Intellectual Atheist/Agnostic (IAA) – I don’t know that this one is very problematic, indeed most people who routinely write about and debate the religious would easily fit into this category. This is where those who are educated about religion fit, people who often have come from a religious background, know a great deal about religion and the religious, and have intellectual reasons for rejecting the idea of gods, especially based on the complete and total failure of religion to provide the slightest shred of objective evidence in defense of their gods or theologies.
Activist (AAA) – I honestly don’t see that activism has anything to do with atheism. Oh sure, there are plenty of atheist activists out there, people who want to actively fight against religion and it’s detrimental effects on society, but I don’t think that the action has anything to do with the belief. The same kind of people who are engaged in atheist activism are usually also involved in other forms of activism, such as political or social. I would therefore separate their activism from their atheism. They are activist *AND* atheist, not an activist atheist. As I am not an activist in anything I do, this is one category that I do not fit into.

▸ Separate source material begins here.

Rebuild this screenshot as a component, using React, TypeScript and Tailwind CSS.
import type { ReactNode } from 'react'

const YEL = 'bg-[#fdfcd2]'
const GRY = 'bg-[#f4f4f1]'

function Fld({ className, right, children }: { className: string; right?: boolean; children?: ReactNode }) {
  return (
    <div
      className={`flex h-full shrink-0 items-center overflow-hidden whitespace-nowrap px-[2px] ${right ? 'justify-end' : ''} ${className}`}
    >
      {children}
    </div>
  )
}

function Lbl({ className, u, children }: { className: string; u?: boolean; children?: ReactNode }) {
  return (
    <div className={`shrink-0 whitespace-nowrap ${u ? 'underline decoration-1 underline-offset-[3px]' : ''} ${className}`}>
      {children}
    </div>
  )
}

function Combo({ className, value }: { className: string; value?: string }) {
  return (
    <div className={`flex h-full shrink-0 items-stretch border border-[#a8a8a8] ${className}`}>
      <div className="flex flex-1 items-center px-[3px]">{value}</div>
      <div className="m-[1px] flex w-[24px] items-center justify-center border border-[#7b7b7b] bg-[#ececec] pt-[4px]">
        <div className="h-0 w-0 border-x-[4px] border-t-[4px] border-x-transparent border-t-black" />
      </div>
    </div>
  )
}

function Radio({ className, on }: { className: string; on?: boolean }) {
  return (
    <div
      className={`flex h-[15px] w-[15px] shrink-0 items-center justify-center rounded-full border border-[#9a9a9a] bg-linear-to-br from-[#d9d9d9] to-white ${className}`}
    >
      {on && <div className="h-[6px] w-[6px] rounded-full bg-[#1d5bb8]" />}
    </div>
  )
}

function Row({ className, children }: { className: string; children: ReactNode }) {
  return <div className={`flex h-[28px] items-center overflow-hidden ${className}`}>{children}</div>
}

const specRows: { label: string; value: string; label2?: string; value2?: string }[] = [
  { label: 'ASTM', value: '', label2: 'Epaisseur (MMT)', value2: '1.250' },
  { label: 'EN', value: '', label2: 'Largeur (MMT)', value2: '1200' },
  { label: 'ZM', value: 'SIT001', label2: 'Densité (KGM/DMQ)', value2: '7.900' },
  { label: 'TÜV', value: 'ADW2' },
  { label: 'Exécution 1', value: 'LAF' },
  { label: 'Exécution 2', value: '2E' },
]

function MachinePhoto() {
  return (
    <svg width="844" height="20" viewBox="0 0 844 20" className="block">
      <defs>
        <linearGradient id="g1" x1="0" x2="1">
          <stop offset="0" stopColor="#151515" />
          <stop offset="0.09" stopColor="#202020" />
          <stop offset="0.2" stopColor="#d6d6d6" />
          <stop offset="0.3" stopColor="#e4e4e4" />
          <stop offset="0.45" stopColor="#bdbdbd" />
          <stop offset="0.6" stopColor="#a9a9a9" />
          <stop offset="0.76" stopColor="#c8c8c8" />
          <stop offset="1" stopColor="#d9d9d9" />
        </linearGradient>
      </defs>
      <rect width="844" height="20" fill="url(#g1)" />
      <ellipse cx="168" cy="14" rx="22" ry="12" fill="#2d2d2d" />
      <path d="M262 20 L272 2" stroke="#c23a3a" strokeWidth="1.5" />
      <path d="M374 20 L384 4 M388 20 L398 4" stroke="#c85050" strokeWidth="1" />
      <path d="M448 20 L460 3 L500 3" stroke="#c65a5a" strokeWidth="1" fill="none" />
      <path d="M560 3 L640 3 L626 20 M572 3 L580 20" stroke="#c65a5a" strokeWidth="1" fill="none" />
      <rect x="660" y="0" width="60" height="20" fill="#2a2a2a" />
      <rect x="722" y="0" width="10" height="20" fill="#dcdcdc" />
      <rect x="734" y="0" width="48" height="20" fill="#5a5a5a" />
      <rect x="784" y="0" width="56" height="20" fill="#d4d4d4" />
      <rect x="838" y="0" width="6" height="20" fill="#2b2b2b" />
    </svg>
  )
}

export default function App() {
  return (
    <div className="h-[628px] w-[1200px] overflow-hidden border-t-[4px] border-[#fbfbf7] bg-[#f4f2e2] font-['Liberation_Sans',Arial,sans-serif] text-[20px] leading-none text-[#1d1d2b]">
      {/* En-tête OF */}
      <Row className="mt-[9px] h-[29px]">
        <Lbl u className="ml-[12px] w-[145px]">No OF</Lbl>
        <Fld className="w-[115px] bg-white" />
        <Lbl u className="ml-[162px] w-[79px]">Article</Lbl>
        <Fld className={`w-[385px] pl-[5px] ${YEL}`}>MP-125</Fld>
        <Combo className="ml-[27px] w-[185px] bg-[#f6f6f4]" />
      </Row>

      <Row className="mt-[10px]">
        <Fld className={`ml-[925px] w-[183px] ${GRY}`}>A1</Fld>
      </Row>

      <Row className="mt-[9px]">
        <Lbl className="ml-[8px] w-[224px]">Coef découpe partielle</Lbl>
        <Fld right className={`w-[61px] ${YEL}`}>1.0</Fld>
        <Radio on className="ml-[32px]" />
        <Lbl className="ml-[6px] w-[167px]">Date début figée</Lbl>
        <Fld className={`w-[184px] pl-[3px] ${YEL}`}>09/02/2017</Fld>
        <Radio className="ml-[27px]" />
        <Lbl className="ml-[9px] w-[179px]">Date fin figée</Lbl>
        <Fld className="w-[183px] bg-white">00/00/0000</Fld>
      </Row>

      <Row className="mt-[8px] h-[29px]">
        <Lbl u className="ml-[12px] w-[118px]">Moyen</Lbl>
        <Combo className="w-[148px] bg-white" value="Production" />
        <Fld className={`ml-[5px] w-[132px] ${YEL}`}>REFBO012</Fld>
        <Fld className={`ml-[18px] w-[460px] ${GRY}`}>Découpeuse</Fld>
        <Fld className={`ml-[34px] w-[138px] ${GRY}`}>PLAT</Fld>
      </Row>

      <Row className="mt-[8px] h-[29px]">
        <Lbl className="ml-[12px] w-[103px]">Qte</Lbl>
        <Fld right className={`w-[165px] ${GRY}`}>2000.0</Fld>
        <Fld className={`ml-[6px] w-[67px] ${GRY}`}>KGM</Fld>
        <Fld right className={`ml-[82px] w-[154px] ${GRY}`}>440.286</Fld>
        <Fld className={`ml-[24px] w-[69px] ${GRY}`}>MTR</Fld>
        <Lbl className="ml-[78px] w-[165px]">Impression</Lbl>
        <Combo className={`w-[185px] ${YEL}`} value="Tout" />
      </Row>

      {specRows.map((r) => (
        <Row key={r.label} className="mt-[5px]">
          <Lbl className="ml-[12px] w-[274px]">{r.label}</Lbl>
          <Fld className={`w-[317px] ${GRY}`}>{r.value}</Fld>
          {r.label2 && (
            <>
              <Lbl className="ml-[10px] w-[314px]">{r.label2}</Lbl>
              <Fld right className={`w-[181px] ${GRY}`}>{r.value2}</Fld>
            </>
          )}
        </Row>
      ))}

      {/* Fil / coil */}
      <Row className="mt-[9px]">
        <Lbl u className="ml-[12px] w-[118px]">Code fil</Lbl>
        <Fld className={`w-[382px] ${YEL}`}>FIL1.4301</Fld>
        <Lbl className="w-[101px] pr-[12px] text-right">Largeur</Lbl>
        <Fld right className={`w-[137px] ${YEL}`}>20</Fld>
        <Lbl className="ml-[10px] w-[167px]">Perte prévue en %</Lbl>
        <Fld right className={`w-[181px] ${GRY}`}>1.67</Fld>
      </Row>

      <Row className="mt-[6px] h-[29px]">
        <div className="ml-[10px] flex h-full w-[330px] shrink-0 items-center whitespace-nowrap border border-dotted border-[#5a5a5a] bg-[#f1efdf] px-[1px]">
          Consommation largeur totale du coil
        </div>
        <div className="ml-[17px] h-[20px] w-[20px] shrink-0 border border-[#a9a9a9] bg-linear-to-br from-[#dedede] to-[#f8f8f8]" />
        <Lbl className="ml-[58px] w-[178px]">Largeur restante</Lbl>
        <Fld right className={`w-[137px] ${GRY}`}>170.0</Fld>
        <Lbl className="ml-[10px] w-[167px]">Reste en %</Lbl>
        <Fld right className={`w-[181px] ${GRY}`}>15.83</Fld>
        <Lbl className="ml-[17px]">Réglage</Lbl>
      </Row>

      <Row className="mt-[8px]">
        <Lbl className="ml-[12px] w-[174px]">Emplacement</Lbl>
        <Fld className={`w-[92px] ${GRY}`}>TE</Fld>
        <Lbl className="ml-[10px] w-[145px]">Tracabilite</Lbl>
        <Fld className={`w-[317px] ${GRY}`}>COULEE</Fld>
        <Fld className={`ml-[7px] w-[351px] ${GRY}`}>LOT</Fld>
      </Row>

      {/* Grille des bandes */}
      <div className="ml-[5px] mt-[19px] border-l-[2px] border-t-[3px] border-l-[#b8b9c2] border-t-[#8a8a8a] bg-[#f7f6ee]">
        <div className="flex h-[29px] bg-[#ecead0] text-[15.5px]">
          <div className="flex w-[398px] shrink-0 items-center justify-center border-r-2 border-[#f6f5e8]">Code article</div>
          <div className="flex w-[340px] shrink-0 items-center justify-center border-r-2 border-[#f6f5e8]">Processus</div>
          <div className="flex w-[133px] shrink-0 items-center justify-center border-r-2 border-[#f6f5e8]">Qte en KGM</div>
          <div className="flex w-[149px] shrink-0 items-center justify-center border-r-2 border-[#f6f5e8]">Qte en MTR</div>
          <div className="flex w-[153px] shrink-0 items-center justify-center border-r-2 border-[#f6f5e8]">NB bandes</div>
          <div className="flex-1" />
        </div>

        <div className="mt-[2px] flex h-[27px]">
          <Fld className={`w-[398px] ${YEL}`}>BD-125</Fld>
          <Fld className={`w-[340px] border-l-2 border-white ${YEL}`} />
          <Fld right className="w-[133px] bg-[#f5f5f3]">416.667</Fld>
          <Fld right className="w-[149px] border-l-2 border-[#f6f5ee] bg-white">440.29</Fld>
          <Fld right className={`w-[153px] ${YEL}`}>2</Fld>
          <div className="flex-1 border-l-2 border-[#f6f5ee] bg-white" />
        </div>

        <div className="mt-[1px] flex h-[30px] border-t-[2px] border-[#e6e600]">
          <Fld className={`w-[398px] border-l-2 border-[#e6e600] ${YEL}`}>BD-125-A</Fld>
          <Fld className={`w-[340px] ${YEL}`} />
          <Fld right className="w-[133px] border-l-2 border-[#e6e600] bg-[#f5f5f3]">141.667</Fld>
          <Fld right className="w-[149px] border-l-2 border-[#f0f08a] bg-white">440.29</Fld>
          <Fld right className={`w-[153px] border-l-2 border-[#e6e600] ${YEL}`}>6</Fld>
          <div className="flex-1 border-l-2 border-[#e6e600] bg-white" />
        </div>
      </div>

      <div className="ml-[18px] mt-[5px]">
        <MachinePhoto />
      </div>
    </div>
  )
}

Seeker-Agnostic (SA) – Unfortunately, like many people, this study cannot separate “atheist” and “agnostic”. Like it or not, an agnostic is not some mid-way point between atheism and theism. Any rational individual would not claim to be able to know gods do not exist to any degree of absolute certainty, that is an inherently irrational position to take. I’d like to think that most people are out looking for “the truth”, or are concerned with believing as many true things as possible and rejecting as many false things as possible and being able to objectively tell the difference between the two. As such, I think the Seeker-Agnostic doesn’t belong in these categories, at best it describes virtually all atheists and at worst, it’s a bunch of wishy-washy accomodationist types who are afraid to take any position for fear that someone might get upset with them. It depends on how you actually use this term though. I am absolutely a seeker, not only about religion but about all things, but I don’t play the namby-pamby little word game that most accomodationists do, I have no fear that I’ll offend people, I don’t care. I stand for truth and reason and objective evidence. No evidence = no belief.
Anti-Theist – Honestly, the only kind of atheist I can see who wouldn’t fit into this category are either the painfully ignorant or the accomodationist. Most atheists I run into are not only non-believers, they are ardently against religion. They consider religion to be inherently harmful. I know I do. I am absolutely an anti-theist, I want religion to vanish from the face of the planet and the sooner the better. However, I don’t know that this is a valid category of atheism, for the same reason I don’t think the activist label is valid. It doesn’t consider the god belief question at all, just the response to the god belief question.
Non-Theist – We’re all non-theists by definition, that’s what “atheism” is. In reality, the way the study uses this term is equivalent to the generic default atheist position, someone for whom religion has never been an issue and who has no interest whatsoever in spiritual matters. I agree this is a valid category, I just don’t care for the label. I am one of these, in the sense that the word fits.
Ritual Atheist/Agnostic (RAA) – I have a problem with RAAs, not that this is a bad category, but that I have zero respect for people who need to engage in religious-style rituals in order to get through their day, even if they have no belief in gods. Again, though, I think this is a separate question from atheism. Whatever these people choose to do really has nothing to do with believing in gods or not. They want some form of social contact and, apparently, don’t know how to make friends. That would suggest to me that these people have social issues, not religious ones. The idea that they have to get together and engage in pseudo-religious rituals in order to get any meaning out of their lives strikes me as silly, it’s like people who leave the Boy Scouts still getting together to sit around campfires and sing songs and roast marshmallows and give each other badges. Needless to say, I’m not one of these either.
How useful any of these labels are is debatable, pretty much nobody is going to know what you mean if you say you’re a n intellectual atheist or a ritual atheist, you’ll have to explain it and you might as well have just said “I don’t believe in gods” and been done with it. It’s the same problem I had with the Bright thing. Nobody knows what Bright means and by the time you explain it, you could have just said you were an atheist and saved time.
To be honest, I thought we were fine with the labels we’ve had all along:
Atheist – You don’t believe in gods, period. In reality, I think this ought to only refer to those who are actively atheist (not atheist activists), not those who are just default atheists and couldn’t care less.
Apatheist – Someone who has no interest in religion, doesn’t care about gods, they just live their lives without the slightest consideration of the divine. This includes default atheists.
Whatever you do beyond your belief or disbelief in gods really has nothing to do with that belief or disbelief. It becomes an entirely separate question. The non-stamp collector, to use a common example, simply does not collect stamps. What they do outside of not-collecting-stamps is a different question. How or why they do not collect stamps is irrelevant, just that they do not.
Frankly, I think some of these studies are performed because they have no idea what else to look at, not because there is a valid question to examine. If you want to examine a question that really matters, try looking at why theists are so absurdly anti-intellectual and anti-rational. That would be interesting to know.